Kamerleden geven slachtoffers politionele acties nog trap na
Onlangs bracht een aantal Kamerleden een bezoek aan Indonesië. Ondanks een dringend verzoek weigerde de delegatie om met de tien nabestaanden van Rawagede te spreken. Op 9 december 1947 vond in dat Indonesische dorp, op zo’n 100 kilometer van de huidige hoofdstad Jakarta, een massamoord plaats. Nederlandse militairen slachtten vrijwel alle mannen van het dorp af. De militairen waren op jacht naar de Indonesische verzetsstrijder Lukas Kustario. De Nederlandse staat voerde in die tijd een vuile koloniale oorlog tegen het onafhankelijkheidsstreven van de Indonesiërs. In totaal kwamen daarbij meer dan 100 duizend Indonesiërs om het leven. Onlangs hebben de tien overlevenden van de slachting in Rawagede de Nederlandse staat aansprakelijk gesteld voor de moord op hun familieleden. Het Comité Nederlandse Ereschulden pleit al jaren voor financiële compensatie en erkenning van het aangedane leed.

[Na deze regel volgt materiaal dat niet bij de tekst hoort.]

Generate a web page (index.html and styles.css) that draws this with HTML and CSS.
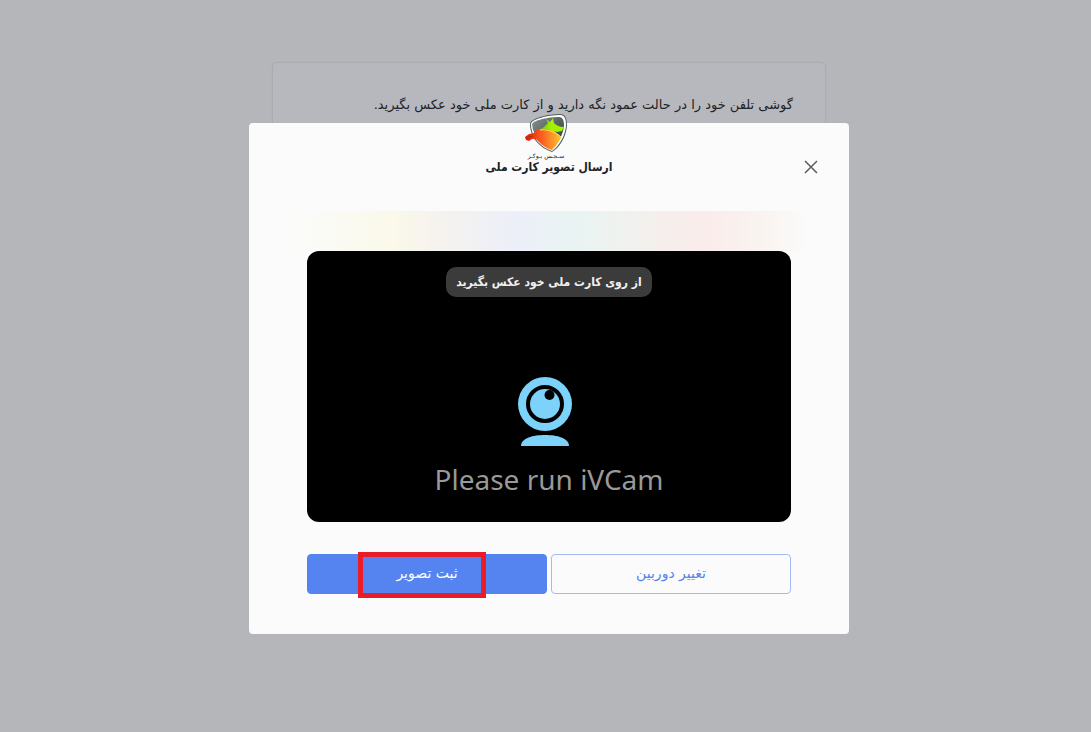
FILE: index.html
```html
<!DOCTYPE html>
<html lang="fa" dir="rtl">
<head>
  <meta charset="UTF-8">
  <meta name="viewport" content="width=device-width, initial-scale=1.0">
  <title>ارسال تصویر کارت ملی</title>
  <link rel="stylesheet" href="styles.css">
</head>
<body>

  <main class="page">
    <div class="card">
      <p>گوشی تلفن خود را در حالت عمود نگه دارید و از کارت ملی خود عکس بگیرید.</p>
    </div>
  </main>

  <div class="overlay">
    <section class="modal" role="dialog" aria-labelledby="modal-title">
      <div class="logo">
        <svg width="42" height="38" viewBox="0 0 42 38" aria-hidden="true">
          <defs>
            <linearGradient id="shield" x1="0" y1="0" x2="1" y2="1">
              <stop offset="0" stop-color="#8a9090"/>
              <stop offset=".5" stop-color="#566262"/>
              <stop offset="1" stop-color="#263838"/>
            </linearGradient>
            <linearGradient id="bear" x1="0" y1="0" x2="1" y2="0">
              <stop offset="0" stop-color="#d81e05"/>
              <stop offset=".45" stop-color="#fa5a20"/>
              <stop offset="1" stop-color="#ffc431"/>
            </linearGradient>
            <linearGradient id="bull" x1="0" y1="0" x2="1" y2="0">
              <stop offset="0" stop-color="#5fc016"/>
              <stop offset=".5" stop-color="#a4f200"/>
            </linearGradient>
          </defs>
          <path d="M5 10C5 4 24 0 35 0C41 0 42 5 42 12C41 23 35 33 27 38C17 35 5 25 5 10Z" fill="#4d6361"/>
          <path d="M6 10C6 5 24 1 35 1C40 1 41 5 41 12C40 22 34 32 27 37C17 34 6 24 6 10Z" fill="#fff"/>
          <path d="M7 10C9 6 24 3 34 3C38 3 39 7 39 12C38 21 33 29 27 35C18 32 8 23 7 10Z" fill="url(#shield)"/>
          <path d="M14 16L19 13L23 9L21 5L25 8L28 4L29 9C31 11 34 13 39 13L37 17L32 18L29 17L34 21L36 24L27 21Z" fill="url(#bull)"/>
          <path d="M0 23L4 20L9 19L11 16L15 15C22 14 30 17 36 23C34 28 31 32 27 36C22 35 17 31 14 28L11 25L7 25L4 27L1 26Z" fill="url(#bear)"/>
          <path d="M15 16C23 15 30 18 36 23" fill="none" stroke="#ffe15a"/>
          <path d="M3 23L8 22" fill="none" stroke="#b72b08"/>
        </svg>
        <span>سـجـس بـوکـر</span>
      </div>

      <header class="modal-header">
        <h1 id="modal-title">ارسال تصویر کارت ملی</h1>
        <button class="close" type="button" aria-label="بستن">
          <svg width="14" height="14" viewBox="0 0 14 14" aria-hidden="true">
            <path d="M1 1L13 13M13 1L1 13" fill="none" stroke="#5c5c5c" stroke-width="1.5"/>
          </svg>
        </button>
      </header>

      <div class="glow"></div>

      <div class="camera">
        <p class="hint">از روی کارت ملی خود عکس بگیرید</p>
        <svg class="webcam" width="54" height="70" viewBox="0 0 54 70" aria-hidden="true">
          <circle cx="27" cy="27" r="27" fill="#7dd2f9"/>
          <circle cx="27" cy="27" r="17" fill="#7dd2f9" stroke="#000" stroke-width="4"/>
          <circle cx="31.5" cy="18" r="5" fill="#000"/>
          <path d="M3 69C3 61 15 58 27 58C39 58 51 61 51 69Z" fill="#7dd2f9"/>
        </svg>
        <p class="status" lang="en" dir="ltr">Please run iVCam</p>
      </div>

      <div class="actions">
        <button class="btn btn-outline" type="button">تغییر دوربین</button>
        <button class="btn btn-primary" type="button">ثبت تصویر<span class="marker"></span></button>
      </div>
    </section>
  </div>

</body>
</html>
```
FILE: styles.css
```css
* {
  box-sizing: border-box;
  margin: 0;
  padding: 0;
}

body {
  min-height: 100vh;
  background: #b4b6ba;
  color: #212226;
  font-family: "DejaVu Sans", sans-serif;
  font-size: 13px;
  line-height: 20px;
}

.page {
  padding: 63px 0 0 7px;
}

.card {
  max-width: 552px;
  min-height: 400px;
  margin: 0 auto;
  padding: 32px;
  border-radius: 4px;
  background: #b7b8bd;
  box-shadow: 0 0 2px rgba(0, 0, 0, 0.2);
}

.overlay {
  position: fixed;
  inset: 0;
  padding: 123px 0 24px 7px;
}

.modal {
  position: relative;
  max-width: 600px;
  margin: 0 auto;
  padding: 24px 58px 40px;
  border-radius: 4px;
  background: #fbfbfb;
}

.logo {
  position: absolute;
  top: -9px;
  left: 276px;
  width: 42px;
  text-align: center;
}

.logo svg {
  display: block;
}

.logo span {
  display: block;
  font-size: 6px;
  line-height: 8px;
  white-space: nowrap;
}

.modal-header {
  display: grid;
  grid-template-columns: 24px 1fr 24px;
  align-items: center;
  height: 40px;
  margin: 0 -32px 24px;
}

.modal-header h1 {
  grid-column: 2;
  font-family: "DejaVu Sans Condensed", "DejaVu Sans", sans-serif;
  font-size: 12px;
  text-align: center;
}

.close {
  grid-column: 1;
  grid-row: 1;
  display: flex;
  align-items: center;
  justify-content: center;
  height: 24px;
  border: 0;
  background: none;
  cursor: pointer;
}

.glow {
  height: 40px;
  margin: 0 -18px;
  background: linear-gradient(90deg, #fbfbfb, #faf9ea 20%, #f6f3ee 28%, #eceff9 44%, #e9f4f2 56%, #f1f1ee 66%, #faecea 80%, #f9f3ef 90%, #fbfbfb);
}

.camera {
  display: flex;
  flex-direction: column;
  align-items: center;
  height: 271px;
  padding-top: 16px;
  border-radius: 12px;
  background: #000;
}

.hint {
  padding: 5px 10px;
  border-radius: 10px;
  background: #3b3b3b;
  color: #f0f0f0;
  font-family: "DejaVu Sans Condensed", "DejaVu Sans", sans-serif;
  font-size: 12px;
  font-weight: bold;
}

.webcam {
  margin: 80px 8px 12px 0;
}

.status {
  color: #999;
  font-family: "Noto Sans", sans-serif;
  font-size: 28px;
  line-height: 40px;
}

.actions {
  display: grid;
  grid-template-columns: 1fr 1fr;
  gap: 4px;
  margin-top: 32px;
}

.btn {
  position: relative;
  height: 40px;
  padding-bottom: 2px;
  border: 1px solid #a3bbf5;
  border-radius: 4px;
  background: #fbfbfb;
  color: #5583e8;
  font-family: inherit;
  font-size: 14px;
  cursor: pointer;
}

.btn-primary {
  border-color: #5583f0;
  background: #5583f0;
  color: #fff;
}

.marker {
  position: absolute;
  inset: -3px 60px -5px 50px;
  border: 5px solid #e91d27;
}
```
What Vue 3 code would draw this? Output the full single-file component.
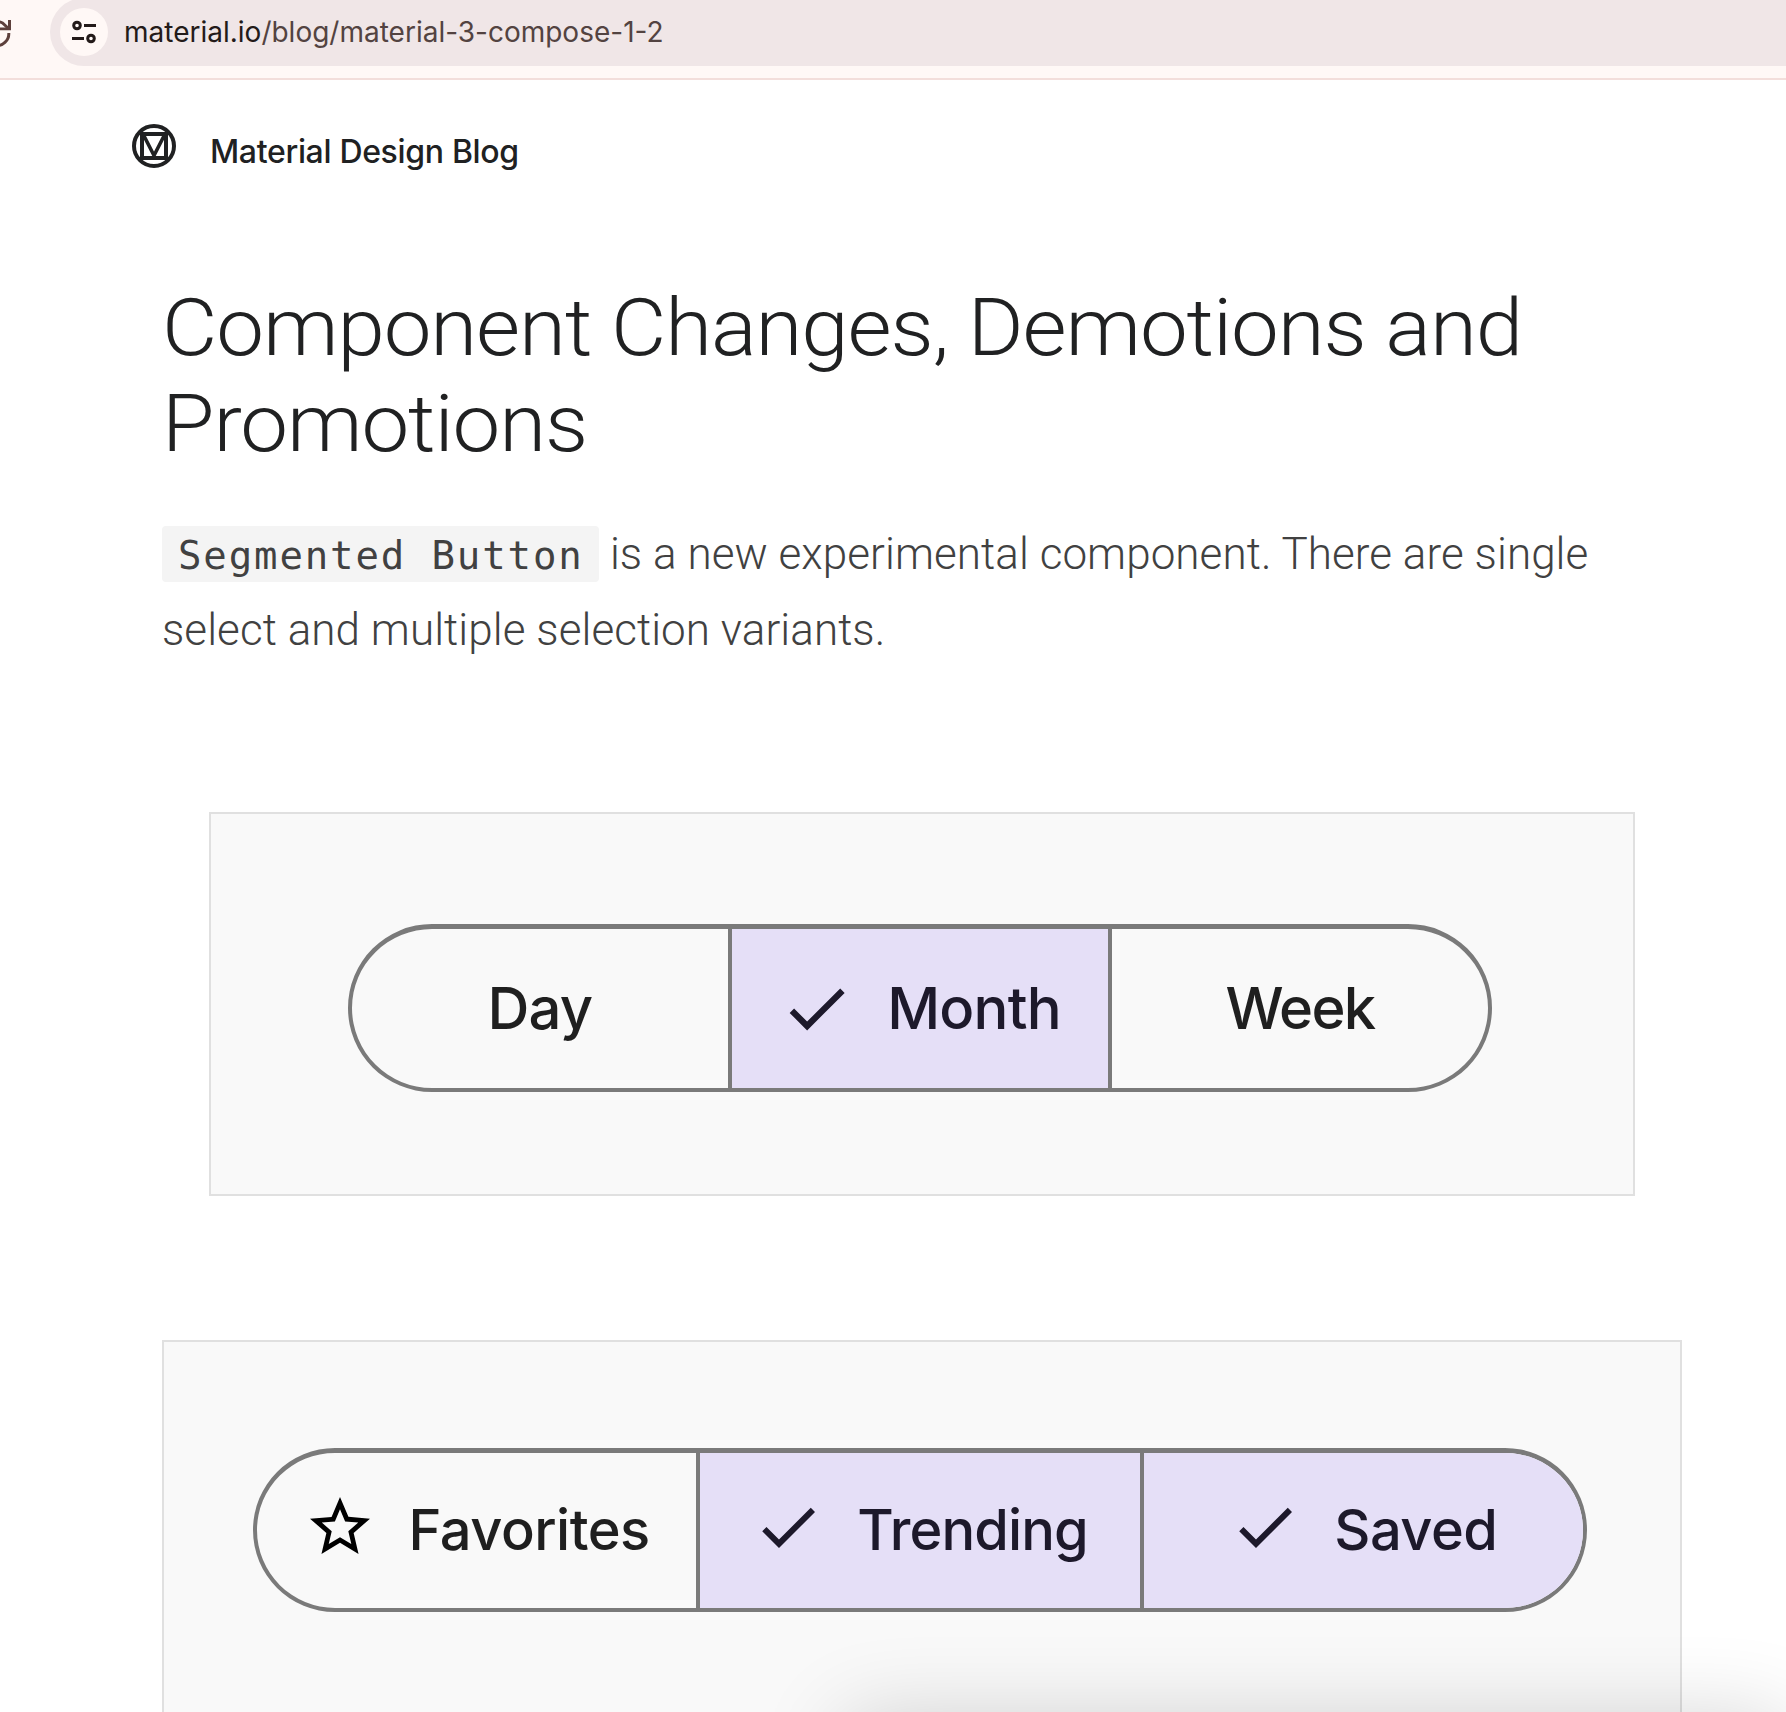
<template>
  <div class="page">
    <div class="toolbar">
      <svg class="reload" width="32" height="32" viewBox="0 0 32 32">
        <path d="M29.8 17A12 12 0 1 1 23.5 7L29.5 12.5" fill="none" stroke="#5d403c" stroke-width="3" />
        <path d="M32 4V14.2H21V11.4H29V4Z" fill="#5d403c" />
      </svg>
      <div class="omnibox">
        <span class="site-info">
          <svg width="24" height="24" viewBox="0 0 24 24" fill="none" stroke="#231a19" stroke-width="3">
            <circle cx="5" cy="5.5" r="3.3" />
            <path d="M12 5.5H24M0 18.5H12" />
            <circle cx="19" cy="18.5" r="3.3" />
          </svg>
        </span>
        <span class="url"><span class="host">material.io</span>/blog/material-3-compose-1-2</span>
      </div>
    </div>

    <header class="site-header">
      <svg class="logo" width="44" height="44" viewBox="0 0 44 44" fill="none" stroke="#202122" stroke-width="4">
        <circle cx="22" cy="22" r="20" />
        <path d="M10 10H34V34H10Z" />
        <path d="M10.5 9L22 31.5L33.5 9" stroke-width="3.6" stroke-linejoin="bevel" />
      </svg>
      <span class="site-name">Material Design Blog</span>
    </header>

    <main class="article">
      <h1>Component Changes, Demotions and Promotions</h1>
      <p>
        <code>Segmented Button</code> is a new experimental component. There are single<br />
        select and multiple selection variants.
      </p>

      <div v-for="group in groups" :key="group.id" class="card" :class="group.id">
        <div class="segmented">
          <button
            v-for="item in group.items"
            :key="item.label"
            class="segment"
            :class="[item.label.toLowerCase(), { selected: item.selected }]"
            @click="toggle(group, item)"
          >
            <svg v-if="item.selected || item.icon" class="icon" viewBox="0 0 24 24">
              <path :d="item.selected ? icons.check : icons[item.icon]" />
            </svg>
            <span class="label">{{ item.label }}</span>
          </button>
        </div>
      </div>
    </main>

    <div class="overlay-shadow"></div>
  </div>
</template>

<script setup>
import { reactive } from 'vue';

const icons = {
  check: 'M9 16.17L4.83 12l-1.42 1.41L9 19 21 7l-1.41-1.41z',
  star: 'M22 9.24l-7.19-.62L12 2 9.19 8.63 2 9.24l5.46 4.73L5.82 21 12 17.27 18.18 21l-1.63-7.03L22 9.24zM12 15.4l-3.76 2.27 1-4.28-3.32-2.88 4.38-.38L12 6.1l1.71 4.04 4.38.38-3.32 2.88 1 4.28L12 15.4z',
};

const groups = reactive([
  {
    id: 'single',
    multiple: false,
    items: [
      { label: 'Day', selected: false },
      { label: 'Month', selected: true },
      { label: 'Week', selected: false },
    ],
  },
  {
    id: 'multi',
    multiple: true,
    items: [
      { label: 'Favorites', icon: 'star', selected: false },
      { label: 'Trending', selected: true },
      { label: 'Saved', selected: true },
    ],
  },
]);

function toggle(group, item) {
  if (group.multiple) {
    item.selected = !item.selected;
    return;
  }
  group.items.forEach(i => { i.selected = i === item; });
}
</script>

<style>
body {
  margin: 0;
  background: #fff;
}
</style>

<style scoped>
.page {
  position: relative;
  width: 100%;
  height: 1712px;
  overflow: hidden;
  font-family: Roboto, "Liberation Sans", sans-serif;
  color: #202122;
}
.toolbar {
  display: flex;
  box-sizing: border-box;
  height: 80px;
  background: #fff8f6;
  border-bottom: 2px solid #f3dedb;
}
.reload {
  flex: none;
  margin: 16px 39px 0 -21px;
}
.omnibox {
  flex: 1;
  display: flex;
  align-items: center;
  height: 68px;
  margin-top: -2px;
  padding-left: 10px;
  border-radius: 34px 0 0 34px;
  background: #f0e6e7;
}
.site-info {
  display: flex;
  align-items: center;
  justify-content: center;
  width: 48px;
  height: 48px;
  border-radius: 50%;
  background: #fff8f6;
}
.url {
  margin-left: 16px;
  font-family: Inter, sans-serif;
  font-size: 28px;
  line-height: 34px;
  color: #534341;
  white-space: nowrap;
}
.host {
  color: #231a19;
}
.site-header {
  display: flex;
  height: 136px;
  padding: 44px 0 0 132px;
  box-sizing: border-box;
}
.site-name {
  margin: 8px 0 0 34px;
  font-family: Inter, sans-serif;
  font-size: 32px;
  font-weight: 500;
  line-height: 40px;
  letter-spacing: -0.33px;
}
.article {
  padding: 64px 0 0 162px;
}
/* slightly extended letterforms for the headline */
h1 {
  width: 1430px;
  margin: 0;
  font-size: 80px;
  font-weight: 300;
  line-height: 96px;
  letter-spacing: -1px;
  transform: scaleX(1.065);
  transform-origin: left;
}
p {
  width: 1500px;
  margin: 44px 0 0;
  font-size: 44px;
  font-weight: 300;
  line-height: 76px;
  letter-spacing: 0.06px;
  color: #414141;
}
code {
  padding: 7px 15.5px 4px 16px;
  border-radius: 4px;
  background: #f4f4f4;
  font-family: "DejaVu Sans Mono", monospace;
  font-size: 39px;
  line-height: 1;
  letter-spacing: 1.87px;
}
.card {
  box-sizing: border-box;
  border: 2px solid #e0e0e0;
  background: #f9f9f9;
}
.single {
  width: 1426px;
  height: 384px;
  margin: 144px 0 0 47px;
  padding: 110px 0 0 137px;
}
.multi {
  width: 1520px;
  height: 460px;
  margin-top: 144px;
  padding: 106px 0 0 89px;
}
.segmented {
  display: flex;
  box-sizing: border-box;
  overflow: hidden;
  border: 4px solid #7a7a7a;
  border-top-width: 5px;
  border-radius: 84px;
}
.single .segmented {
  width: 1144px;
  height: 168px;
}
.multi .segmented {
  width: 1334px;
  height: 164px;
}
.segment {
  flex: 1;
  display: flex;
  align-items: center;
  justify-content: center;
  padding: 0;
  border: 0;
  background: none;
  color: #1f1f1f;
  font-family: Inter, sans-serif;
  font-size: 58px;
  font-weight: 500;
  letter-spacing: -0.8px;
}
.segment + .segment {
  border-left: 4px solid #7a7a7a;
}
.segment.week {
  letter-spacing: -1.7px;
}
.multi .segment {
  font-size: 56px;
  letter-spacing: -0.5px;
}
.multi .segment.trending {
  letter-spacing: -0.9px;
}
.selected {
  background: #e5dff7;
  color: #1d192b;
}
.icon {
  flex: none;
  width: 75px;
  height: 75px;
  margin-right: 33px;
  fill: currentColor;
}
.multi .icon {
  width: 72px;
  height: 72px;
  margin-bottom: 8px;
}
.label {
  flex: none;
  margin-bottom: 1px;
}
.favorites .icon {
  fill: #000;
}
/* shadow of a floating panel that sits below the viewport */
.overlay-shadow {
  position: absolute;
  top: 1722px;
  left: 846px;
  width: 940px;
  height: 200px;
  box-shadow: 0 0 88px rgba(0, 0, 0, 0.19);
}
</style>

De delegatie wilde bij de overlevenden “geen verwachtingen scheppen” over hun eis aan Nederland en hen “geen valse hoop geven”, zo zeiden de Kamerleden. En Rawagede was niet de enige plek waar “excessen” hadden plaatsgevonden, aldus een ander hypocriet argument voor de weigering. Nederlanders hebben vaak grote moeite om de gruwelijke geschiedenis van het vaderlandse kolonialisme onder ogen te zien. Tegenover het ontstellende gebrek aan medeleven met deze nabestaanden staat het nationalistische ophemelen van overleden ”Indië-gangers”.
In Nederland staan wel honderden monumenten voor Nederlandse militairen die omkwamen in de koloniale oorlog, maar geen gedenktekens voor de Indonesische slachtoffers van die oorlog en ook niet voor de Nederlandse dienstweigeraars. In de jaren 40 protesteerden in Nederland tienduizenden mensen tegen de oorlog in Indonesië. Veel dienstplichtigen weigerden mee te vechten tegen de Indonesiërs en doken onder. In 1948 veroordeelde de VN het meedogenloze Nederlandse optreden. Maar de Nederlandse staat gaf pas in 1969 schoorvoetend toe dat er in die oorlog “excessen” waren gepleegd. En pas in 2005 erkende de toenmalige minister van Buitenlandse Zaken Ben Bot dat Nederland in 1947 “aan de verkeerde kant van de geschiedenis had gestaan”. Op individuele titel spraken enkele Kamerleden buiten het officiële delegatieprogramma om nog wel met de overlevenden van Rawagede. Ze betreurden het dat de delegatie als geheel deze nabestaanden niet had willen ontmoeten. Maar er zal veel meer moeten gebeuren om de Nederlandse staat aansprakelijk gesteld te krijgen voor het bloedbad dat in Indonesië is aangericht.